Comment by SweetMelissa2007 on November 7, 2016 at 4:20am

SHERRY)))

Is there a particular reason you're doing this early out? Did someone say something to you about getting it done now? I ask this since you are raw & it could cause problems w/decision making as well as regrets.

I found there were times of surrealism when I needed to hold or see particular items to dispell it to make it real again. Keeping Bob's items in their place also helped desensitize triggers.

Do this only if you are completely certain it is best for you at this point in time ...

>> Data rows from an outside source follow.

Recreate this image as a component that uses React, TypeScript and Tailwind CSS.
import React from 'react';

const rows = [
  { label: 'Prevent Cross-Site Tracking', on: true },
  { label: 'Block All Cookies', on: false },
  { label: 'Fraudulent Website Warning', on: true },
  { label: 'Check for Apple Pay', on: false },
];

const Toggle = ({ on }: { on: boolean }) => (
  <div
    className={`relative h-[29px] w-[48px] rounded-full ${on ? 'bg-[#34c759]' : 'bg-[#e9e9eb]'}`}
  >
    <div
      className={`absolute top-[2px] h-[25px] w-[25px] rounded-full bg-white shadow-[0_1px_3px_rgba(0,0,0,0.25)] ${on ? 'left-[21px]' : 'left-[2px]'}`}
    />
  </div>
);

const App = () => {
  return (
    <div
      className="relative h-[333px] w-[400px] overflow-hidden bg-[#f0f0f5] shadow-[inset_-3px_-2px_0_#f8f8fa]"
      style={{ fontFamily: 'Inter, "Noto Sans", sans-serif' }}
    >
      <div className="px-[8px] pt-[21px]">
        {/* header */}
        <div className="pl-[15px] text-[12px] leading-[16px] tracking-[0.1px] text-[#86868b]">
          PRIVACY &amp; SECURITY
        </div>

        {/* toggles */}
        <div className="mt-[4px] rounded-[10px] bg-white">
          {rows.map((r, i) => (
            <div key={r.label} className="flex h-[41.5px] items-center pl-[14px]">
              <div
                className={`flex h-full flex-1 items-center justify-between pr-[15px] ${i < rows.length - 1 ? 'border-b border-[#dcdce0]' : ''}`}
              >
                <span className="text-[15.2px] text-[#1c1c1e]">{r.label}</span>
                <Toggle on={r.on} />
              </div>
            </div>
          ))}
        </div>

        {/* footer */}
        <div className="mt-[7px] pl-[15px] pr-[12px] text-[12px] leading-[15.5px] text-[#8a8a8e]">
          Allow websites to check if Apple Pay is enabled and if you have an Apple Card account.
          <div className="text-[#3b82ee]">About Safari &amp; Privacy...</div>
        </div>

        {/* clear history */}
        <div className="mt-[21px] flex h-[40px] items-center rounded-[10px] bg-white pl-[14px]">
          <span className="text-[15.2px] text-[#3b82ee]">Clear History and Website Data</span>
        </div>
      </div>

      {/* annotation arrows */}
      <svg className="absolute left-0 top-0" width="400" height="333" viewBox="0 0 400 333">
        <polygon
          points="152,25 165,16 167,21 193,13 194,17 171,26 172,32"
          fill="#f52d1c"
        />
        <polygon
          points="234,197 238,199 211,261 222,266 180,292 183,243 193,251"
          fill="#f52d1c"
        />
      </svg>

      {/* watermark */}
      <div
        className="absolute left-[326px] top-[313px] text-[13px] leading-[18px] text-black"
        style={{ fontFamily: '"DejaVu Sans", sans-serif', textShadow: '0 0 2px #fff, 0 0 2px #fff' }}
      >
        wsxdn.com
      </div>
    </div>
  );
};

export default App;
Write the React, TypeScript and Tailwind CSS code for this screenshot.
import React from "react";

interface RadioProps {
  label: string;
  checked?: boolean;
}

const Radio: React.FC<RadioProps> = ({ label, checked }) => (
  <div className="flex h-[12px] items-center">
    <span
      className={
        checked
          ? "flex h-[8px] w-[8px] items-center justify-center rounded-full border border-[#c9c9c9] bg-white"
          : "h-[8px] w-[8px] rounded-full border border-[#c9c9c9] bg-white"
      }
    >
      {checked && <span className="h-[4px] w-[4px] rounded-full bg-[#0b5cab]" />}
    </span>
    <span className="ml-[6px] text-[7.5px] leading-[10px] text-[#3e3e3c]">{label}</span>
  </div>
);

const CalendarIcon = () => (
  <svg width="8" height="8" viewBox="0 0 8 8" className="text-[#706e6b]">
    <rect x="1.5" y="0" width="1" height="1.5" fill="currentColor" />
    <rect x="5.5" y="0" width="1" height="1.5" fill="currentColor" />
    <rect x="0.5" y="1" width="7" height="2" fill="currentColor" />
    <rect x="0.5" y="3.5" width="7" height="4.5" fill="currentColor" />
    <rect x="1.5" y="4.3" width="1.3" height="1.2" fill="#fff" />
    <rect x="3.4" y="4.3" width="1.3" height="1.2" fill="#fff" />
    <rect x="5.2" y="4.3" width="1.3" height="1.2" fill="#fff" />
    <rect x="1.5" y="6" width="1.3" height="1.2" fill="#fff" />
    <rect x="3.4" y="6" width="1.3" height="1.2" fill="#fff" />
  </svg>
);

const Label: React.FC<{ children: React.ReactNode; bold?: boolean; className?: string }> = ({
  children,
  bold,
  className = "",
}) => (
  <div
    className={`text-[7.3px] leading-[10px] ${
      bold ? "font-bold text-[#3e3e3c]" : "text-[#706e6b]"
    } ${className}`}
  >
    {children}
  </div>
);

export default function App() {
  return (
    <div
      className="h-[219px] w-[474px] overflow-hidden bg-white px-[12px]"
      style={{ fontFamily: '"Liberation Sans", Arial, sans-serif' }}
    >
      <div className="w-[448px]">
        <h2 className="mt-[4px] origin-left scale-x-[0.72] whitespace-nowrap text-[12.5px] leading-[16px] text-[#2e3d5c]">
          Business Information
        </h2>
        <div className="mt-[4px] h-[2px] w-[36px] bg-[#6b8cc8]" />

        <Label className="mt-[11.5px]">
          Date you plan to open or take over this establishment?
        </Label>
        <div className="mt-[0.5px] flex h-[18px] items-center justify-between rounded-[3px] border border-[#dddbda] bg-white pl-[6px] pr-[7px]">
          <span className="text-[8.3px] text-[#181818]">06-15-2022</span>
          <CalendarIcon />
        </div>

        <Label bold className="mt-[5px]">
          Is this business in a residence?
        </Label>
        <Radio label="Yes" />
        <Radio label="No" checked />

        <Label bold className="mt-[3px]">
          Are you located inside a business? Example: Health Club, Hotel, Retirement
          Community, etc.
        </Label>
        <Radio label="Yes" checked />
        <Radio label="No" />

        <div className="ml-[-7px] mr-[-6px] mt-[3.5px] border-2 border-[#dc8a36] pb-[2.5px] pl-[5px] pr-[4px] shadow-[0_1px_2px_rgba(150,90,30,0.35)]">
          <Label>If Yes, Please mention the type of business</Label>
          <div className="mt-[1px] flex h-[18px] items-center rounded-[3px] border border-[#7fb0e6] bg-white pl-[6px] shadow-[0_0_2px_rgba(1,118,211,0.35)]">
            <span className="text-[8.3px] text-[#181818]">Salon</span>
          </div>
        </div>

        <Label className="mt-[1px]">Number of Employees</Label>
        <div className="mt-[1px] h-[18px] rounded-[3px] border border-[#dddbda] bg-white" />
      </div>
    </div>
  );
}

Comment by Liss on November 6, 2016 at 1:56pm
Hello Lowrsr (Sherry),
I understand the pain and ambiguity you are feeling about putting away your husband's things. Only do this if the time feels right to you, and not a moment sooner regardless of what anyone else thinks. I have given away or thrown away some of my George's things (he died August 10th), but his T-shirts are hanging about face height to me in our closet, and I bury my face in them once a day usually as I am getting dressed. Maybe I won't want to do this two months from now, or maybe I will, and if it gives me some comfort, then as the old blue's song says, "Ain't no body's business if I do..." The heart has its own schedule.